**Aim:**
Leave out any pictures and transcribe all other data below exactly.
■ ■ ■
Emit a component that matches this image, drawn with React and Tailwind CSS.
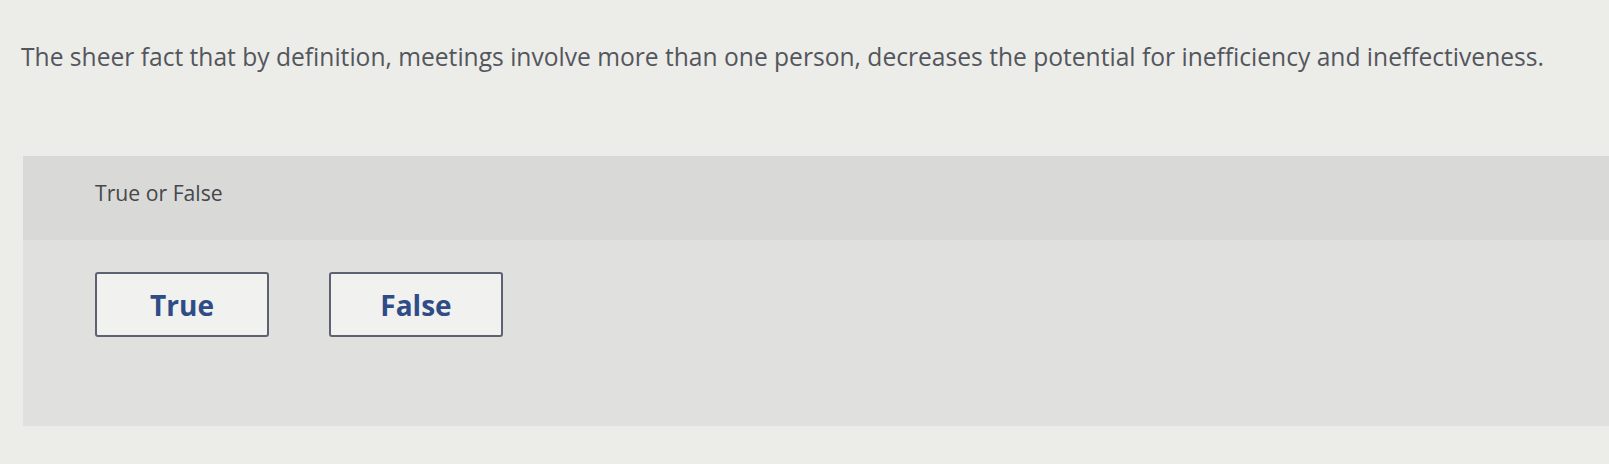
export default function App() {
  return (
    <div className="min-h-[464px] w-full overflow-hidden bg-[#ecece9]" style={{ fontFamily: '"Open Sans", Lato, sans-serif' }}>
      <p className="pl-[21px] pt-[41px] text-[24.6px] leading-[32px] text-[#53565c] whitespace-nowrap">
        The sheer fact that by definition, meetings involve more than one person, decreases the potential for inefficiency and ineffectiveness.
      </p>

      <section className="ml-[23px] mt-[83px] h-[270px] bg-[#e0e0de] flex flex-col">
        <div className="h-[84px] bg-[#d9d9d7] pl-[72px] pt-[22px]">
          <span className="text-[21.2px] leading-[30px] text-[#45474b]">True or False</span>
        </div>
        <div className="flex gap-[60px] pl-[72px] pt-[32px]">
          {['True', 'False'].map((label) => (
            <button
              key={label}
              className="w-[174px] h-[65px] rounded-[3px] border-2 border-[#5d6272] bg-[#f1f1ef] text-[28px] font-bold text-[#2f4c86]"
            >
              {label}
            </button>
          ))}
        </div>
      </section>
    </div>
  );
}
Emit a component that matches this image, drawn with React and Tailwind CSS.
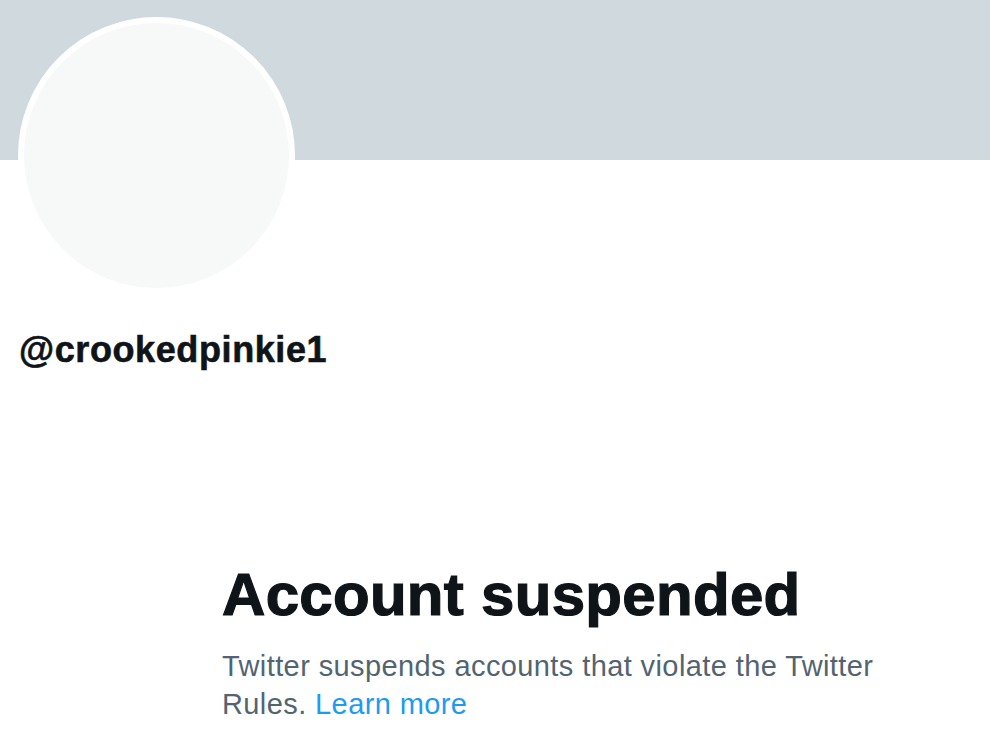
■ ■ ■
**Final result:**
Emit a component that matches this image, drawn with React and Tailwind CSS.
export default function App() {
  return (
    <div className="min-h-[464px] w-full overflow-hidden bg-[#ecece9]" style={{ fontFamily: '"Open Sans", Lato, sans-serif' }}>
      <p className="pl-[21px] pt-[41px] text-[24.6px] leading-[32px] text-[#53565c] whitespace-nowrap">
        The sheer fact that by definition, meetings involve more than one person, decreases the potential for inefficiency and ineffectiveness.
      </p>

      <section className="ml-[23px] mt-[83px] h-[270px] bg-[#e0e0de] flex flex-col">
        <div className="h-[84px] bg-[#d9d9d7] pl-[72px] pt-[22px]">
          <span className="text-[21.2px] leading-[30px] text-[#45474b]">True or False</span>
        </div>
        <div className="flex gap-[60px] pl-[72px] pt-[32px]">
          {['True', 'False'].map((label) => (
            <button
              key={label}
              className="w-[174px] h-[65px] rounded-[3px] border-2 border-[#5d6272] bg-[#f1f1ef] text-[28px] font-bold text-[#2f4c86]"
            >
              {label}
            </button>
          ))}
        </div>
      </section>
    </div>
  );
}
Emit a component that matches this image, drawn with React and Tailwind CSS.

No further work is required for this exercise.